La novela de Ghigliotto, editor de Cuneta, poeta y autor del libro de relatos A cada rato el fin del mundo, es rápido y entretenido sobre todo en sus primeros capítulos, en que logra administrar, con mirada irónica y un lenguaje que integra cuidadosamente el léxico de las artes marciales, efectivas microhistorias. Y el relato en su conjunto se sostiene en el humor negro y el disparate, dos recursos que solventan su mixtura de pop, violencia y política. Poco hay de esto entre nuestros narradores: la solemnidad abunda no solo en los relatos sobre la dictadura. En Ghigliotto el gesto (muy habitual entre los escritores argentinos, por ejemplo) es el de hacer volar por los aires la Historia. Esto no significa abandonar del todo la dimensión documental: el caso degollados, el atentado a Pinochet o la muerte en 2006 del dictador, son acontecimientos que aparecen referidos, pero desde una perspectiva inaudita.
El último segmento del libro, titulado “Z”, transcurre en el ultramundo, específicamente en “El Espero”, como lo llama Casaus.
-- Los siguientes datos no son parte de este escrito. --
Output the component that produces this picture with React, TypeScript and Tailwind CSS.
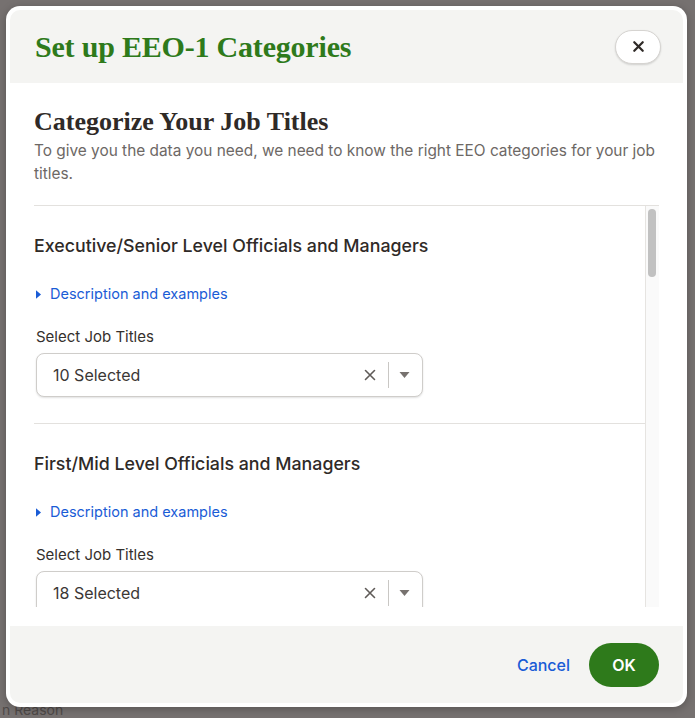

Un lugar hecho de tiempo, un espacio por el que el karateca vaga de su mano, como lo hiciera Dante con Virgilio, para constatar de qué están hechas las almas y el olvido. Esta escatología es por momentos algo farragosa, pero posee la virtud de resignificar el mal y señala su ubicuidad en la historia latinoamericana, donde los ejecutados, asesinados y torturados, se cuentan por millones: “Reconocí en esas almas a las víctimas de Uncía y Catavi, de Navidad, Potosí y Siglo XX, las de Santa María y La Coruña, los de la Semana Trágica, los bombardeados en la Plaza de Mayo, los acribillados en Marusia y Ranquil…”.
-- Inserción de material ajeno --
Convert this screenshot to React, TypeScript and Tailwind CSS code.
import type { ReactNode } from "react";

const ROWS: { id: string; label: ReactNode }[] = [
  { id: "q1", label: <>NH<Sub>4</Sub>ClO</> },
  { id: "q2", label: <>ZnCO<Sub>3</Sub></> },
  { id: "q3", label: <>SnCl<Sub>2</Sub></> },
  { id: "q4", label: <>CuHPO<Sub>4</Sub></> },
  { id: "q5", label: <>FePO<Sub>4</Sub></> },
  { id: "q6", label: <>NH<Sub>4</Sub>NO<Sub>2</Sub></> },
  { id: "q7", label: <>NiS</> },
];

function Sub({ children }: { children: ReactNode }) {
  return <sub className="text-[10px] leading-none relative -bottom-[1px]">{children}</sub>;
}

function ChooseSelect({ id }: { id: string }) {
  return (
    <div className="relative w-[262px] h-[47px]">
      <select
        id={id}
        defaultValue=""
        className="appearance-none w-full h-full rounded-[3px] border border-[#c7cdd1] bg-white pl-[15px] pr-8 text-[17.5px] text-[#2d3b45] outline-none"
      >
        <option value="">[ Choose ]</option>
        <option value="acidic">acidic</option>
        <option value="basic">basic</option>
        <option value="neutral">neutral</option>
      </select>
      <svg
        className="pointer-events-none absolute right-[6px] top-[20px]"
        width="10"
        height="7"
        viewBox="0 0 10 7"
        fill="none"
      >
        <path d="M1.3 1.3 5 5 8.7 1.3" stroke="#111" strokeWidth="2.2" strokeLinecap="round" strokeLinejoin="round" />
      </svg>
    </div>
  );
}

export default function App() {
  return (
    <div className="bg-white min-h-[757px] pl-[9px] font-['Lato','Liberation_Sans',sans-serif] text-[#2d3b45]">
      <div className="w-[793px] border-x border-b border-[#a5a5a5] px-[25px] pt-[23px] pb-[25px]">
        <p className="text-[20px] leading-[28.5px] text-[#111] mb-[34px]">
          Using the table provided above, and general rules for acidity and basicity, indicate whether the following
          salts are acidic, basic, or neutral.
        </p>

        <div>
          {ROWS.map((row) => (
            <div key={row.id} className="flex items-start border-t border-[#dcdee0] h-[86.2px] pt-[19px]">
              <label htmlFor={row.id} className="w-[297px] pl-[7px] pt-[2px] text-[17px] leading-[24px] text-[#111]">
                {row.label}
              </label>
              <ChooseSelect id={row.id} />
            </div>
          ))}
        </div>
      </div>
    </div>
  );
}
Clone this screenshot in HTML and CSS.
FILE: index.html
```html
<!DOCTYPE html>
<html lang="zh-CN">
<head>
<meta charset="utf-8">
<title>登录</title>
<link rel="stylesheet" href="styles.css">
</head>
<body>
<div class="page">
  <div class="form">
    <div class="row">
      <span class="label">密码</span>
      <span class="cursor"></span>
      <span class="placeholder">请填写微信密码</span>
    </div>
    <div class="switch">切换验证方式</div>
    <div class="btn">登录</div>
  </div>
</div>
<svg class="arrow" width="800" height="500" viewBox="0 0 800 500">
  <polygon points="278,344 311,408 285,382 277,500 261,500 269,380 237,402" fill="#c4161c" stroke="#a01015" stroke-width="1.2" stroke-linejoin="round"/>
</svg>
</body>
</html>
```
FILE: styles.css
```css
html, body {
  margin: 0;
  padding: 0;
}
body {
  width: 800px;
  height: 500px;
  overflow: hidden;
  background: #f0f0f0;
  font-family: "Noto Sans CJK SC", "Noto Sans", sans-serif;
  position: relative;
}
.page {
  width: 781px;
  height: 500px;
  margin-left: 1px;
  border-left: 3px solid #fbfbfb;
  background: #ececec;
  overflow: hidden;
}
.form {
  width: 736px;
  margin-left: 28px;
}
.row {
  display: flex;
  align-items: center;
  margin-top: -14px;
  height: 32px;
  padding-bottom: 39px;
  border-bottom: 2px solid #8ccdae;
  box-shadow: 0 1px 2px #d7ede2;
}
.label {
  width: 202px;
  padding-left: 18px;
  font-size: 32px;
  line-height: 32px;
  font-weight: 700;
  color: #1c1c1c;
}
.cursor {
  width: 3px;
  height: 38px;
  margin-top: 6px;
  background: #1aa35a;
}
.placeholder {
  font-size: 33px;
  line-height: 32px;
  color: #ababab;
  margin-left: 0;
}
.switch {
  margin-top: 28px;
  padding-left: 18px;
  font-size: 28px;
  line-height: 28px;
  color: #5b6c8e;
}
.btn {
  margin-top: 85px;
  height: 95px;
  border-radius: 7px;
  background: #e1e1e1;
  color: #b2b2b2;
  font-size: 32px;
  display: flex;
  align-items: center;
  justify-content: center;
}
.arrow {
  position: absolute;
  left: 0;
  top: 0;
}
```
El autor representa la Historia como un campo de lucha y, sobre todo, de abuso incesante. A su actor principal lo delinea como un personaje a medias entre la iluminación y la locura, cuyos fanatismos por el cristianismo y el karate no parecen ser contradictorios, quizás porque nos lleva a pensar qué otra cosa ha propulsado la historia de la crueldad, la de los victimarios y las víctimas, sino enormes contradicciones y radicalismos, quimeras y el peor non-sense.
Bolaño jugó sus cartas a la sublimidad: en sus textos, el mal anida como una inquietud, un juego de espejos siniestro que nos deja en un páramo deshabitado y con luz de luna. La obra bolañeana pareciera dejar una marca demasiado difícil de superar en la generación posterior, por lo menos a la hora de abordar el mal absoluto. La fórmula de Ghigliotto no busca la sublimidad y resulta efectiva. Aunque por momentos parece que el bien va a triunfar, queda la nota triste de la derrota, los destinos quebrados de sus protagonistas, que nos hacen dudar de cualquier discurso totalizador. Esto es mérito de los personajes intencionadamente estereotipados de la novela (a lo Aira, a lo Laiseca, a lo Gombrowicz), actores absurdos pero luchadores, a los que no se puede sino tener cariño.